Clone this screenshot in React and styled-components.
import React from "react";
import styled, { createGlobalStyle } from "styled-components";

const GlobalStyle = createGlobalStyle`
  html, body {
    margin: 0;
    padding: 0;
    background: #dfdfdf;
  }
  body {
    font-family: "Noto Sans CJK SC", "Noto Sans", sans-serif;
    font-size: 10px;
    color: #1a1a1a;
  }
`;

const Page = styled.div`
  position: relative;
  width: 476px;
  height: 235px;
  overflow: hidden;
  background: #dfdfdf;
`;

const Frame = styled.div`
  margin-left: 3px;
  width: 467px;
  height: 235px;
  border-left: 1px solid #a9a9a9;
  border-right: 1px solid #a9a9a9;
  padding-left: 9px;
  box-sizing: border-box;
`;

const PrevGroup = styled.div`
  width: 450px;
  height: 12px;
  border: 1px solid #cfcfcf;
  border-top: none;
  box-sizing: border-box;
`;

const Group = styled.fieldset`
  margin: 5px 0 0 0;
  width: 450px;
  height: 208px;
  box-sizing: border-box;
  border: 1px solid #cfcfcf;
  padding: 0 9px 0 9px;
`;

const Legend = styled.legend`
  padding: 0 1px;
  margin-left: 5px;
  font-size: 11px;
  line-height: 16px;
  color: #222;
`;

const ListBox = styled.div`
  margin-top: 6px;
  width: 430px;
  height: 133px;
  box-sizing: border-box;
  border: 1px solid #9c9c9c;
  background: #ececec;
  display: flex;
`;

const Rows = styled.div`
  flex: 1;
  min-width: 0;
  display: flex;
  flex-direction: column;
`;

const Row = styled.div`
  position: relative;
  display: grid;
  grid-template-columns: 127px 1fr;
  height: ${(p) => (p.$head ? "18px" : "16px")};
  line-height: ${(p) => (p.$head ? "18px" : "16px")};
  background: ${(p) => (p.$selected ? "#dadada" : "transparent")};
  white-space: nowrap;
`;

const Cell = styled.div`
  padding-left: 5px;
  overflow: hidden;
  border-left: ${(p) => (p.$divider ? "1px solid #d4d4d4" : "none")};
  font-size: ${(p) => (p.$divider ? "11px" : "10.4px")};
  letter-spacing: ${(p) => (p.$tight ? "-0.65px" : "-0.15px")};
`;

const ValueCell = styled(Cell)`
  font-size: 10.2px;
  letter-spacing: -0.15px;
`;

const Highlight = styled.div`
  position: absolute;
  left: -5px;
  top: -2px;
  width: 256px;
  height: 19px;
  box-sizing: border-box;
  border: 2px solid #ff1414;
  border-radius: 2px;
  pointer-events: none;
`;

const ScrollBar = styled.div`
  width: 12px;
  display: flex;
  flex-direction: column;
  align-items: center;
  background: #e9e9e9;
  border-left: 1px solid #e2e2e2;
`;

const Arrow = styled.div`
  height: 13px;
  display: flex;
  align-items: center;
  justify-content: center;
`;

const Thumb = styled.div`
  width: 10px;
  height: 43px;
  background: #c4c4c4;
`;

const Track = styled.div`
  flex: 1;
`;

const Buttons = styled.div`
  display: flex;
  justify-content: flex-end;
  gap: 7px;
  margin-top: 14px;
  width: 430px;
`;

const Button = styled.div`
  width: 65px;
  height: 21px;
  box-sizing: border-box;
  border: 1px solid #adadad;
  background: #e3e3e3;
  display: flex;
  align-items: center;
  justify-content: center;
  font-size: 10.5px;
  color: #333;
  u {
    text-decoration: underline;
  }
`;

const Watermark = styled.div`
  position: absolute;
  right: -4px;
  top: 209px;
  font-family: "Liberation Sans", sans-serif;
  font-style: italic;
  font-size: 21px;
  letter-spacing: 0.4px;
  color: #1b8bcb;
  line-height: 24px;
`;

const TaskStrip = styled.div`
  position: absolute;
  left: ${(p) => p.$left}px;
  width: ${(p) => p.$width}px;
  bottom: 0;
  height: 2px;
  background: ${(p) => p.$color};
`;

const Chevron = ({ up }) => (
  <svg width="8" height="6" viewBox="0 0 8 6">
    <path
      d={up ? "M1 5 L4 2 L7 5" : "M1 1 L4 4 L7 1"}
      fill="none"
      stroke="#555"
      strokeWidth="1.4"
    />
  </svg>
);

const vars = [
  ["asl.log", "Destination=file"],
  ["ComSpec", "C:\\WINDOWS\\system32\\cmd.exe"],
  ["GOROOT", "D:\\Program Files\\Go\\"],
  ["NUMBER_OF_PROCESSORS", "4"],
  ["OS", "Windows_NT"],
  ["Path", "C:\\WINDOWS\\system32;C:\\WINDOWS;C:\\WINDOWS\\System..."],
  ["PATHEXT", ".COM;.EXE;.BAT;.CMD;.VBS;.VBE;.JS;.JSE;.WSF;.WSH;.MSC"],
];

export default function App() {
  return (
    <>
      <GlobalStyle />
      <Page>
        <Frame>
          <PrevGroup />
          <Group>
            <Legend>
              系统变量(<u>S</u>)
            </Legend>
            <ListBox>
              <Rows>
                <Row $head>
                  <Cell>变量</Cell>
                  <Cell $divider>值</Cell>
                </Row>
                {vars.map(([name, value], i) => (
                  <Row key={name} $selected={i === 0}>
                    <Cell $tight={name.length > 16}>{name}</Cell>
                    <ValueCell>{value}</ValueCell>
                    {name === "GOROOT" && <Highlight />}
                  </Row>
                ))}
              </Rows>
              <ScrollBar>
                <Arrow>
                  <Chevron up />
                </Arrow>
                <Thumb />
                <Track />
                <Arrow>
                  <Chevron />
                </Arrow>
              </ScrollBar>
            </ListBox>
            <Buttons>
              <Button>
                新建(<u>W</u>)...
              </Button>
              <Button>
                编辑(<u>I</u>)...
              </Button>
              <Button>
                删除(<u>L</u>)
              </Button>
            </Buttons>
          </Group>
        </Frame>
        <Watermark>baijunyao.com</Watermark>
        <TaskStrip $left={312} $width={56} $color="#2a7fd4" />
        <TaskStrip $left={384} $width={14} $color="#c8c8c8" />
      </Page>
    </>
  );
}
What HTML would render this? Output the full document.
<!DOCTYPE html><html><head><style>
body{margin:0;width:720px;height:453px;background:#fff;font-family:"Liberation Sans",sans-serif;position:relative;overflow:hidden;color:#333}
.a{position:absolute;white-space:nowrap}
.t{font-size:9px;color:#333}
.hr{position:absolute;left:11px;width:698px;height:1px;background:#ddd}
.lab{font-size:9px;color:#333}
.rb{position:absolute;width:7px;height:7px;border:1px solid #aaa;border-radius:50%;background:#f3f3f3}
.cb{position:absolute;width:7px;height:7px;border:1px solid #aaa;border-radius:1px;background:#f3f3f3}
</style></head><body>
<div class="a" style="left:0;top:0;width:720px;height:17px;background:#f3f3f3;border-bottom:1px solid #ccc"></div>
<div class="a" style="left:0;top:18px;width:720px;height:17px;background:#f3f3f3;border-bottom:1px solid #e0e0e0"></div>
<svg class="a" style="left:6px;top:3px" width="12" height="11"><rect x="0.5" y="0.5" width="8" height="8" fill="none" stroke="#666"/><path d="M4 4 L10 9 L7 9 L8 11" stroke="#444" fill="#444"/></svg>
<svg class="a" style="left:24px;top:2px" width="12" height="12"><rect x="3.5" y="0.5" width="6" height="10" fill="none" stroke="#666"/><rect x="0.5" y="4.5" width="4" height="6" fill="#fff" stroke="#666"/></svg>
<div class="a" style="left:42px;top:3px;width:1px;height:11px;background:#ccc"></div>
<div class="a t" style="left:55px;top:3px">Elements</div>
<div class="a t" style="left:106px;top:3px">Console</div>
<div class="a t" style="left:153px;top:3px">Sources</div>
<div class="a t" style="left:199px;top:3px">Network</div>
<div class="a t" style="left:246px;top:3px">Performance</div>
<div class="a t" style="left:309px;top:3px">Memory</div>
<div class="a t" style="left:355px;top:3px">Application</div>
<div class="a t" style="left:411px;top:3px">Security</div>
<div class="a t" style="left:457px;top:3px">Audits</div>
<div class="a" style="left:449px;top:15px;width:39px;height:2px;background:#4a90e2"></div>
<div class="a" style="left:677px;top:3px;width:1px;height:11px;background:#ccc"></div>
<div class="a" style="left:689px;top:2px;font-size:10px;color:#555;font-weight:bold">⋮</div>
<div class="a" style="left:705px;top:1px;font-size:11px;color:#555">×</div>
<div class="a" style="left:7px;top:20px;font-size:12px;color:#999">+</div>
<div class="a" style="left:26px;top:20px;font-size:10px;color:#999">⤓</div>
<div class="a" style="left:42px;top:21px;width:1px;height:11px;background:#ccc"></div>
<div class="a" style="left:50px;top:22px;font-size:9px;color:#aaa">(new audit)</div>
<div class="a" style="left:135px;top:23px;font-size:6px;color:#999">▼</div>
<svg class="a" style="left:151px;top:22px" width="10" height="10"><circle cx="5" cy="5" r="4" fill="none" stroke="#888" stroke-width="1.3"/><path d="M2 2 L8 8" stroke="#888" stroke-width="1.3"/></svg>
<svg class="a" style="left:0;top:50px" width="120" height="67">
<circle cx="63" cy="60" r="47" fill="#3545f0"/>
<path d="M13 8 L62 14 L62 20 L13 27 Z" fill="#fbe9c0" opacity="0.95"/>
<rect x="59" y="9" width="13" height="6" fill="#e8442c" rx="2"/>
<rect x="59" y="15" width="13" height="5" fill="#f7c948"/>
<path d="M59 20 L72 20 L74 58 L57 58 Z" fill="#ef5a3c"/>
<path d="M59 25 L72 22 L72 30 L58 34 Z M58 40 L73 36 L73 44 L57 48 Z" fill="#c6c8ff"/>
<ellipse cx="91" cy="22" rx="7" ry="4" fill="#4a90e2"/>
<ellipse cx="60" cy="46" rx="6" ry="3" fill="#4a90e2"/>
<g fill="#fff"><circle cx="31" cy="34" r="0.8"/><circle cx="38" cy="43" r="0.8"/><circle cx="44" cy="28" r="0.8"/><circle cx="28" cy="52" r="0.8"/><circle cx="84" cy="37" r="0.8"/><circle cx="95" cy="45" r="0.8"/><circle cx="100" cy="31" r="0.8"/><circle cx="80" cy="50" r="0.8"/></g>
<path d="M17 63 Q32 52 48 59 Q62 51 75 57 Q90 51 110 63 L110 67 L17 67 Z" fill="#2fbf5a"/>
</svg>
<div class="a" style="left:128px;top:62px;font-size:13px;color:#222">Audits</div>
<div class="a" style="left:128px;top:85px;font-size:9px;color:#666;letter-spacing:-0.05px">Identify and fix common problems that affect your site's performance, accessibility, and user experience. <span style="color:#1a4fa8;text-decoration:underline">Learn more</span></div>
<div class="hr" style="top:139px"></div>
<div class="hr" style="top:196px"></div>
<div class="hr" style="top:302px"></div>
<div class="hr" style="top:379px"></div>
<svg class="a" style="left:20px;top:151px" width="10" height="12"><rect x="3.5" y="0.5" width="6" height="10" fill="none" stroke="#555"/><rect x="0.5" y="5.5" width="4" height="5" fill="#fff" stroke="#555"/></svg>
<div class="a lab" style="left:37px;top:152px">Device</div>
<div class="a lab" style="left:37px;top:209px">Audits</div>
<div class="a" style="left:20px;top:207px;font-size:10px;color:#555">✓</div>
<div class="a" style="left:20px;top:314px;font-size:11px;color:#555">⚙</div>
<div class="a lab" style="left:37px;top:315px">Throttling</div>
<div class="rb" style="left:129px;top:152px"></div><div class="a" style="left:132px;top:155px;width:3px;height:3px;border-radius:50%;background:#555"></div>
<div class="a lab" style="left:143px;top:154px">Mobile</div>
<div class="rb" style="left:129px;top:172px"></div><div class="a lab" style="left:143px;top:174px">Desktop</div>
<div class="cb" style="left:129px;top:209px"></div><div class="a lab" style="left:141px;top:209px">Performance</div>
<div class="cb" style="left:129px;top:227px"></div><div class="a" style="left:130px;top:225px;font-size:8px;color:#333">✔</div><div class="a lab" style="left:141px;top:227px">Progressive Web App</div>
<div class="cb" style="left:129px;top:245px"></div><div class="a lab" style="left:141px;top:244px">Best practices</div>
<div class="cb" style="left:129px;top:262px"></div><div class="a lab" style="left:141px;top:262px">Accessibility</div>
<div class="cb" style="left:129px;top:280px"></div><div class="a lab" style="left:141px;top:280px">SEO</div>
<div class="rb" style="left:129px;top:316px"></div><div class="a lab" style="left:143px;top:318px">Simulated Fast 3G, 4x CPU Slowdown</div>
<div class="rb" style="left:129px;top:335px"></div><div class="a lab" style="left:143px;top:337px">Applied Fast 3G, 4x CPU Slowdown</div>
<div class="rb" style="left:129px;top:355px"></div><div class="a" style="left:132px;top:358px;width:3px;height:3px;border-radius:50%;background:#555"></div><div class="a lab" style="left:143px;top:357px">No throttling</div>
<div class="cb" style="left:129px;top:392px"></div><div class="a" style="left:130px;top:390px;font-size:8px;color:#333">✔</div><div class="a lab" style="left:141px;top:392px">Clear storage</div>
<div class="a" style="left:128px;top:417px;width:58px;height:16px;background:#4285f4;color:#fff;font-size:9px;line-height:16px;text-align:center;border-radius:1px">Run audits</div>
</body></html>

---

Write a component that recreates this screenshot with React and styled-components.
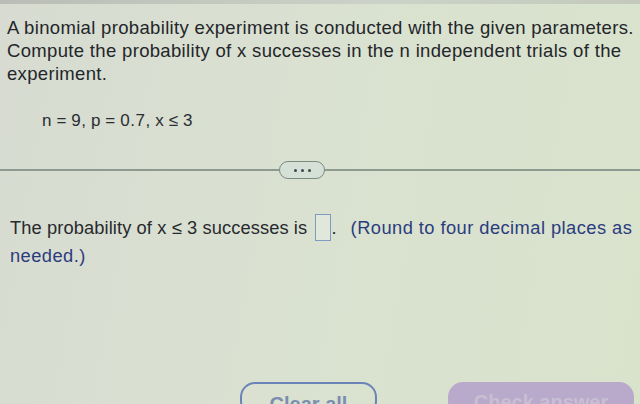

--

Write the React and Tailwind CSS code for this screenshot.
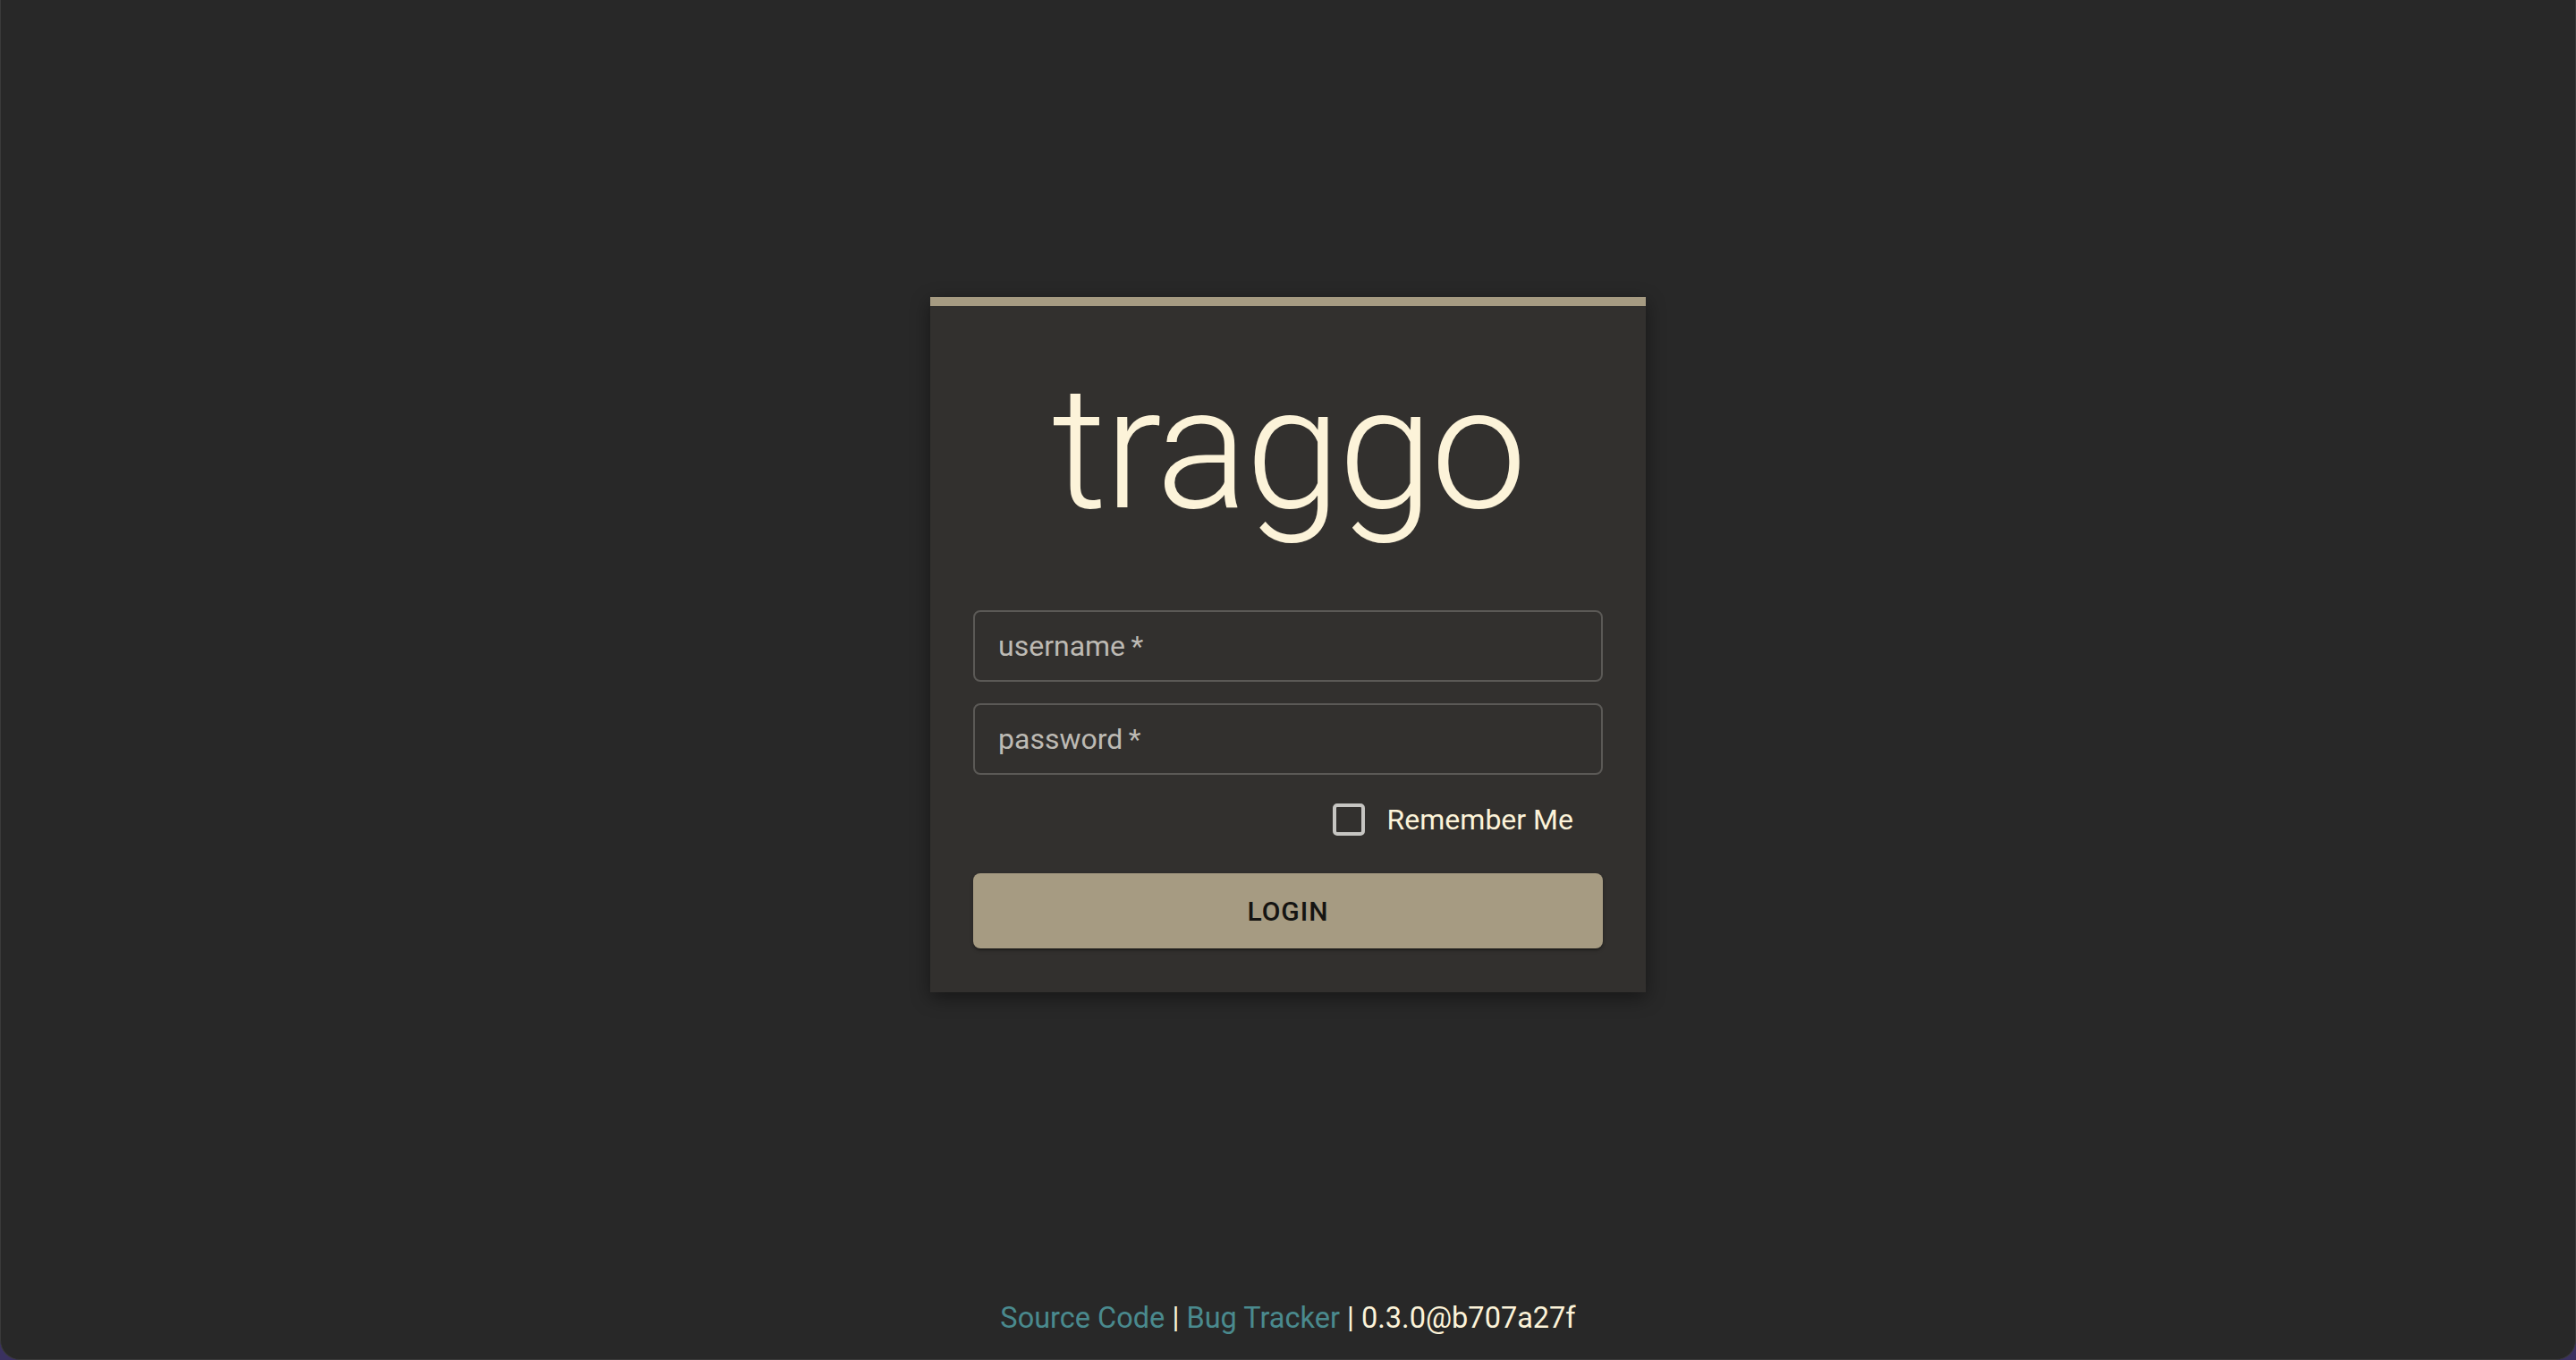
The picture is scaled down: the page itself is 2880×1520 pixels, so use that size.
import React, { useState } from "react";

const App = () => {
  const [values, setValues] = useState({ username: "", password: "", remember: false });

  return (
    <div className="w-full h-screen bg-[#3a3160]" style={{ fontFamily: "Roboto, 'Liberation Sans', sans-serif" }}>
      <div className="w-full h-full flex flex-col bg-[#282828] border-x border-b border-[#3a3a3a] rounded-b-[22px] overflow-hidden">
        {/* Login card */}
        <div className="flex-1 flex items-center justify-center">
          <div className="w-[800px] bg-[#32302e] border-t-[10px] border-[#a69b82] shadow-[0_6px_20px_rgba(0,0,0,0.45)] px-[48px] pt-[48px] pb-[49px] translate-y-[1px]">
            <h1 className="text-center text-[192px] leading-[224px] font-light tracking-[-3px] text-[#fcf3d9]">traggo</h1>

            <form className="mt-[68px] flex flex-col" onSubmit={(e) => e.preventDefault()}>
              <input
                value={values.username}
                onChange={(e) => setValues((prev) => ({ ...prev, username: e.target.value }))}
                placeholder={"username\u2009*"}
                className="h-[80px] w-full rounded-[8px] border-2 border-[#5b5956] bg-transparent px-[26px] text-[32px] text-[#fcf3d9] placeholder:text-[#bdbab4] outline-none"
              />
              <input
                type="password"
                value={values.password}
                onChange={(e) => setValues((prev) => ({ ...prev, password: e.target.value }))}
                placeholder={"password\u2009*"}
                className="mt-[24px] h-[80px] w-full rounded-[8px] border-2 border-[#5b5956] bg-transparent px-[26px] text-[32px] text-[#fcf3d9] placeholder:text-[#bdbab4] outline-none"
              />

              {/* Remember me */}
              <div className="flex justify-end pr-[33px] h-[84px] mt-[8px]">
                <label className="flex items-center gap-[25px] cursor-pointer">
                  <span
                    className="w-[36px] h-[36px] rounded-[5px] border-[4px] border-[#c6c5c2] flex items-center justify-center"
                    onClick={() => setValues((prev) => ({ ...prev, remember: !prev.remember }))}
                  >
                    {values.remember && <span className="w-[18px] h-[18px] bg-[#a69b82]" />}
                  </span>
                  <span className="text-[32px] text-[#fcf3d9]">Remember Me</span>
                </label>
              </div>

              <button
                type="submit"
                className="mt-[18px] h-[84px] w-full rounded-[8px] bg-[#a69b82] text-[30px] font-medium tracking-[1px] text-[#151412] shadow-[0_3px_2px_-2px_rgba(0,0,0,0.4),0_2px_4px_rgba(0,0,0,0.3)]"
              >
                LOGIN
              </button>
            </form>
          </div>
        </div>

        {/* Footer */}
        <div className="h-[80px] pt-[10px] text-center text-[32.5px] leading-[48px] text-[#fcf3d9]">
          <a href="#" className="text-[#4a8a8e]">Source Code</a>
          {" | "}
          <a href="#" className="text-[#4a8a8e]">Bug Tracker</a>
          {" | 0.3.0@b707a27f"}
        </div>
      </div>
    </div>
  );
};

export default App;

> [What is required]
Your copy should hold only the lines from the one containing "Write the React" through the one containing "text-[192px] leading-[224px] font-light", word for word, with no pictures.

> [Task answer]
Write the React and Tailwind CSS code for this screenshot.
The picture is scaled down: the page itself is 2880×1520 pixels, so use that size.
import React, { useState } from "react";

const App = () => {
  const [values, setValues] = useState({ username: "", password: "", remember: false });

  return (
    <div className="w-full h-screen bg-[#3a3160]" style={{ fontFamily: "Roboto, 'Liberation Sans', sans-serif" }}>
      <div className="w-full h-full flex flex-col bg-[#282828] border-x border-b border-[#3a3a3a] rounded-b-[22px] overflow-hidden">
        {/* Login card */}
        <div className="flex-1 flex items-center justify-center">
          <div className="w-[800px] bg-[#32302e] border-t-[10px] border-[#a69b82] shadow-[0_6px_20px_rgba(0,0,0,0.45)] px-[48px] pt-[48px] pb-[49px] translate-y-[1px]">
            <h1 className="text-center text-[192px] leading-[224px] font-light tracking-[-3px] text-[#fcf3d9]">traggo</h1>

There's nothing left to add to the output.